New polling indicates Democratic Sen. Al Franken of Minnesota has taken a drastic hit in approval among his constituents after two women accused him of sexual harassment.
On Nov. 22, a KSTP/SurveyUSA poll found that only 36 percent of Minnesota residents approved of Franken, marking a dramatic downturn in support for the senator. In November 2016, the same survey found that 53 percent of Minnesotans approved of Franken, KSTP reports.
On Nov. 16, radio broadcaster Leeann Tweeden alleged that Franken had groped and kissed her without consent during a USO Tour in December 2006. Tweeden said Franken had kissed her forcefully during a comedy skit. She also shared a photograph of Franken appearing to grope her breasts while she was sleeping.
"I couldn't believe it," Tweeden wrote in an editorial for KABC. "He groped me, without my consent, while I was asleep ... How dare anyone grab my breasts like this and think it's funny?"
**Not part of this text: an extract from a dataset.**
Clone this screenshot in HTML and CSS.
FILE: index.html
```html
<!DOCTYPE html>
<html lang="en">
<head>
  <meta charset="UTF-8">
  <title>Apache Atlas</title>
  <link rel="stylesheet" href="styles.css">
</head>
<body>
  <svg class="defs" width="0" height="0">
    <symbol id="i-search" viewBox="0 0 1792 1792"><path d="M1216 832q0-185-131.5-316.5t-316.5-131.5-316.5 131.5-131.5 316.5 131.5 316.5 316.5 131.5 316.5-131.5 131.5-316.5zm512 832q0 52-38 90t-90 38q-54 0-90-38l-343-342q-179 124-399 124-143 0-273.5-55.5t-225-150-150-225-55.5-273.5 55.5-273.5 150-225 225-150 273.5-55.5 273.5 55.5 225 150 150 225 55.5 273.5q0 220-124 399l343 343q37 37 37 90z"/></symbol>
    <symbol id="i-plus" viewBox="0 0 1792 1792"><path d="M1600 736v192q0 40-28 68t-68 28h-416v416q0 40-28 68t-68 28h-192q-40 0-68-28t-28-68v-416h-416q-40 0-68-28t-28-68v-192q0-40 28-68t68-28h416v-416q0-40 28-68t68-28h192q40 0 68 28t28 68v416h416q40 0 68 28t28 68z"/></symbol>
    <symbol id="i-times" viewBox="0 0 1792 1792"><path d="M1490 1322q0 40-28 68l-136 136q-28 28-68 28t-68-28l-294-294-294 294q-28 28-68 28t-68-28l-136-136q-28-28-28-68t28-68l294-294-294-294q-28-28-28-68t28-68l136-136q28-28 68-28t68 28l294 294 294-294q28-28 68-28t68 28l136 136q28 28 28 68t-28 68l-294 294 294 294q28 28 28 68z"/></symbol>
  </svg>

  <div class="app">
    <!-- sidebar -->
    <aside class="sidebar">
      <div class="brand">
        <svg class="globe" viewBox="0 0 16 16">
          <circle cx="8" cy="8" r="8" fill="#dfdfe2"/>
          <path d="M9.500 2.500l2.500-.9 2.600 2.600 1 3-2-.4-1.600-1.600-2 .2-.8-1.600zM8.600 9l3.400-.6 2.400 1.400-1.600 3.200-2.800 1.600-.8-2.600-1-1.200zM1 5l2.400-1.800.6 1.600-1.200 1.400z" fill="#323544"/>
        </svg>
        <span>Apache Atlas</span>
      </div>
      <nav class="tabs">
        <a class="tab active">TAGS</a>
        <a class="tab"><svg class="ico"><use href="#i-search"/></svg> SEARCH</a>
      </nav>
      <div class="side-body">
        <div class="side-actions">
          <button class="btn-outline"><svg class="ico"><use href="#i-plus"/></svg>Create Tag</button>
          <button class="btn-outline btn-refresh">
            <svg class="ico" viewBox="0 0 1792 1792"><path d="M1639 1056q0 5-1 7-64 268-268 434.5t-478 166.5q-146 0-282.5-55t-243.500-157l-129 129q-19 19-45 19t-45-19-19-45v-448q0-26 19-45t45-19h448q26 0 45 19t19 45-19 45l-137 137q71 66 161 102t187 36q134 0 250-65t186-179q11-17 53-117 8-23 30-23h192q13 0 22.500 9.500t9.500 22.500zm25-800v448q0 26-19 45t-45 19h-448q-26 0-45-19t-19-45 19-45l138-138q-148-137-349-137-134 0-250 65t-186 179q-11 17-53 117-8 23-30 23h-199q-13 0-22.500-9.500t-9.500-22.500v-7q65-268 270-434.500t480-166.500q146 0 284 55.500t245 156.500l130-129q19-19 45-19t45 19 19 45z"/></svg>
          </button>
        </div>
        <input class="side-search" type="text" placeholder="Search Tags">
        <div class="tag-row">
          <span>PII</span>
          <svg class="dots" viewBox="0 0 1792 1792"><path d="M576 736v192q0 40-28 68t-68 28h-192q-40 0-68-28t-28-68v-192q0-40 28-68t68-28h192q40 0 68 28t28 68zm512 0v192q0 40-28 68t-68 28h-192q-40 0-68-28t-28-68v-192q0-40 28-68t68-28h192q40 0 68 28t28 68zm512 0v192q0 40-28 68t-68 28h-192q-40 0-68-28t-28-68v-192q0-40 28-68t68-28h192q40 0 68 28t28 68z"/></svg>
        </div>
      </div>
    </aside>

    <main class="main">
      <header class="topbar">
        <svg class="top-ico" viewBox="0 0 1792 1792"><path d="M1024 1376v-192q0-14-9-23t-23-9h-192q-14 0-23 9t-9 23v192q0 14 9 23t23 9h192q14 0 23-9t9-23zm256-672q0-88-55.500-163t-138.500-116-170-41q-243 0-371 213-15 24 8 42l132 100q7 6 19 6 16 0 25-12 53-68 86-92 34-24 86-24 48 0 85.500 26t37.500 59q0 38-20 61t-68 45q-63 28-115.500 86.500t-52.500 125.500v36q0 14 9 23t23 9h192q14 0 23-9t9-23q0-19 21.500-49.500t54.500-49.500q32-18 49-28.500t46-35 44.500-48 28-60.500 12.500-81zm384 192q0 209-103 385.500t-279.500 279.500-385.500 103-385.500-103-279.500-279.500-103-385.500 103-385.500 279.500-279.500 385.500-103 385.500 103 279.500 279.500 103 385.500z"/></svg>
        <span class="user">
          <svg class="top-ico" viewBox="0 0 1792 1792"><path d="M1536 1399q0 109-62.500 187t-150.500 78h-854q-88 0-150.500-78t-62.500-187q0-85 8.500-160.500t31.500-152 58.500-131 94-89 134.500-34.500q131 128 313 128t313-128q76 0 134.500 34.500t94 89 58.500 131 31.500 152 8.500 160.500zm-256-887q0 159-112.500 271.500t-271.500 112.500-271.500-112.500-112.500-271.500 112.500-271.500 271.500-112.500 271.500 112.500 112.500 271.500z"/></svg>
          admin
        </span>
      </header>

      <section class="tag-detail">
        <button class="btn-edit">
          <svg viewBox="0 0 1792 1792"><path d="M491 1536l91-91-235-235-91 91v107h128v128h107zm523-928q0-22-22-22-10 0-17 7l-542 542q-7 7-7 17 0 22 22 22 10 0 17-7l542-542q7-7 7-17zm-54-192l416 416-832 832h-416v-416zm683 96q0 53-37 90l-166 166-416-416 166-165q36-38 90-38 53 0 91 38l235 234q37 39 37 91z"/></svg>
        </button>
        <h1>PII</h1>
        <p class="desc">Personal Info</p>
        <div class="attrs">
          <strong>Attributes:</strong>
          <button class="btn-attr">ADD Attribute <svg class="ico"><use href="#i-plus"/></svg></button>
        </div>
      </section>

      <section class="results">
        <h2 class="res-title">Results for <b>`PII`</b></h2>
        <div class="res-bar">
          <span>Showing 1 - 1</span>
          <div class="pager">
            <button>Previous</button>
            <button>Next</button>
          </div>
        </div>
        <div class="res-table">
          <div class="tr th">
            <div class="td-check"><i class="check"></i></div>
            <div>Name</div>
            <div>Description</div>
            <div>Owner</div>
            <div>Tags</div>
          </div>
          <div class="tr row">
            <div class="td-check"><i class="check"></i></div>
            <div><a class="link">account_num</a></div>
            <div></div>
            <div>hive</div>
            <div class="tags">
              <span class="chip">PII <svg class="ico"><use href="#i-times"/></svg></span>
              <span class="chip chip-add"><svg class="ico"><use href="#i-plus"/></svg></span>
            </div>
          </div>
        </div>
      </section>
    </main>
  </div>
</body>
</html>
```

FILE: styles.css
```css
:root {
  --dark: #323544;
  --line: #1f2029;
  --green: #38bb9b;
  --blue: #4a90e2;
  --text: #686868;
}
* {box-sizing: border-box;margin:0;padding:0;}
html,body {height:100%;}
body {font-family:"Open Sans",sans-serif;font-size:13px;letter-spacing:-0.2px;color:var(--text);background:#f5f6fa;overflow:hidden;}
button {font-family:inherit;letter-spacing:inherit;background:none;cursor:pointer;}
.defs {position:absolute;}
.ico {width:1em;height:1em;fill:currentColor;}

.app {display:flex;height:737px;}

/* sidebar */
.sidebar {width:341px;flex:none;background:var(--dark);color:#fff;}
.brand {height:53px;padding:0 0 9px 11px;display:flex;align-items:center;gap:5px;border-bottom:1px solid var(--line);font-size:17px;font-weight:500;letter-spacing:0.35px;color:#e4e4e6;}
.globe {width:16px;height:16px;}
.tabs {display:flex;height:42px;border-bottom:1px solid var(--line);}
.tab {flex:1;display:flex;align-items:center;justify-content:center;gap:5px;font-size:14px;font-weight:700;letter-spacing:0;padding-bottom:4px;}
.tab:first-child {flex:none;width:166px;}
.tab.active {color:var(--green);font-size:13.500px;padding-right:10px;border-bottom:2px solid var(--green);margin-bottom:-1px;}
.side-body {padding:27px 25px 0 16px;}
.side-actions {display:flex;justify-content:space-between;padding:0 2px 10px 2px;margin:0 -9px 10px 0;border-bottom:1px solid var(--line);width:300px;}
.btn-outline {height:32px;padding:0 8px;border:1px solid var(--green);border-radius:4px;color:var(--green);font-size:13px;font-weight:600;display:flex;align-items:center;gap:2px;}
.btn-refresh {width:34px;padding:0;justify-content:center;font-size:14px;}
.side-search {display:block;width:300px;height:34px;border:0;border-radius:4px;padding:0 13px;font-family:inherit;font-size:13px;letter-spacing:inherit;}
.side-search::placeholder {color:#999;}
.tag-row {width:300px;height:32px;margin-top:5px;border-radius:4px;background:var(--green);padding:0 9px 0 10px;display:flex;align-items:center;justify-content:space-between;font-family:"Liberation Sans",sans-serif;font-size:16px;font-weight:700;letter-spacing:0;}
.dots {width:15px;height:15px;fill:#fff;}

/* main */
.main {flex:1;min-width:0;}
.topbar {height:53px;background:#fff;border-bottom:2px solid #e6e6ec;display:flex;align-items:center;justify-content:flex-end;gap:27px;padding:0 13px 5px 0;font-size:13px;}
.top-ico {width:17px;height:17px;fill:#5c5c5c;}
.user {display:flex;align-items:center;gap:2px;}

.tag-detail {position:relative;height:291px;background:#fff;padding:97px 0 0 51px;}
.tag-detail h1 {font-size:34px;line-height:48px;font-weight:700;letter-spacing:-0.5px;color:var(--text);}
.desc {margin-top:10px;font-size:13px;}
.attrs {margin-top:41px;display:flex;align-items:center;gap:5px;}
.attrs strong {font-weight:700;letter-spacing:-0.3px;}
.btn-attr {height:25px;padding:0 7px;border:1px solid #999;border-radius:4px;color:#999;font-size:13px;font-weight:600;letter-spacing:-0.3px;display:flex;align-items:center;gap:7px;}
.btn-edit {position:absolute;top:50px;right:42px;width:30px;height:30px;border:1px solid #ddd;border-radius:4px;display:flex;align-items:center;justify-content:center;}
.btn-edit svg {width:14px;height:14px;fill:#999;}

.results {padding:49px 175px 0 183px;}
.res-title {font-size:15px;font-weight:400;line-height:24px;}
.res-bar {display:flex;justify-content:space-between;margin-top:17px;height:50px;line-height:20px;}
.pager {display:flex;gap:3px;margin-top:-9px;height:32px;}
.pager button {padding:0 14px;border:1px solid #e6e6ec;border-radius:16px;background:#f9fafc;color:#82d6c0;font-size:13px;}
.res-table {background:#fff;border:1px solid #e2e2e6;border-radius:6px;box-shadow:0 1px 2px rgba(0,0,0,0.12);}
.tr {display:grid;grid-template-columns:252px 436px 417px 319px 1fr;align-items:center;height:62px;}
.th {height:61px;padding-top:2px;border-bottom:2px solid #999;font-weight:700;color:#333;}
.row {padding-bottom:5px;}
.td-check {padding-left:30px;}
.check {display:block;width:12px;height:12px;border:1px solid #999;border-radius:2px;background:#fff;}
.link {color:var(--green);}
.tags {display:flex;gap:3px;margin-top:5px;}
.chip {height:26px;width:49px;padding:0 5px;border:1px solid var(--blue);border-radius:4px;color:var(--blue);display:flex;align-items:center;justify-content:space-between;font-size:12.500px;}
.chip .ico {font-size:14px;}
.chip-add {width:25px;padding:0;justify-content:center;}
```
Franken issued an apology to Tweeden and requested that he be investigated by the Senate Ethics Committee.
"The first thing I want to do is apologize: to Leeann, to everyone else who was part of that tour, to everyone who has worked for me, to everyone I represent, and to everyone who counts on me to be an ally and supporter and champion of women," Franken said, according to Politico.
On Nov. 20, Lindsay Menz alleged that Franken had groped her while they posed for a photograph at the Minnesota State Fair in 2010.
Menz told CNN that Franken "pulled me in really close, like awkward close, and as my husband took the picture, he put his hand full-fledged on my rear ... He totally grabbed my butt."
Franken responded to the allegation by stating, "I feel badly that Ms. Menz came away from our interaction feeling disrespected."
The survey found that Minnesotans were split about Franken's future in the Senate. Of those polled, 22 percent wanted the Democrat to remain in office, 33 percent wanted him to resign immediately and 36 percent said he should wait for the results of his ethics investigation before making a decision.
The poll also found 32 percent of respondents thought Franken would remain an effective senator if he stayed in the chamber while 37 percent believed he would no longer be effective. Thirty-two percent were undecided.
On Nov. 20, the New York Post alleged Franken had groped media titan Arianna Huffington during a photo shoot in 2000. On Nov. 21, Huffington blasted the report on social media and asserted that the alleged groping was staged as political commentary, according to HuffPost.
"I think I'm a better judge of how I felt in that satirical photo shoot with Al Franken than the recollections of an anonymous bystander," Huffington tweeted.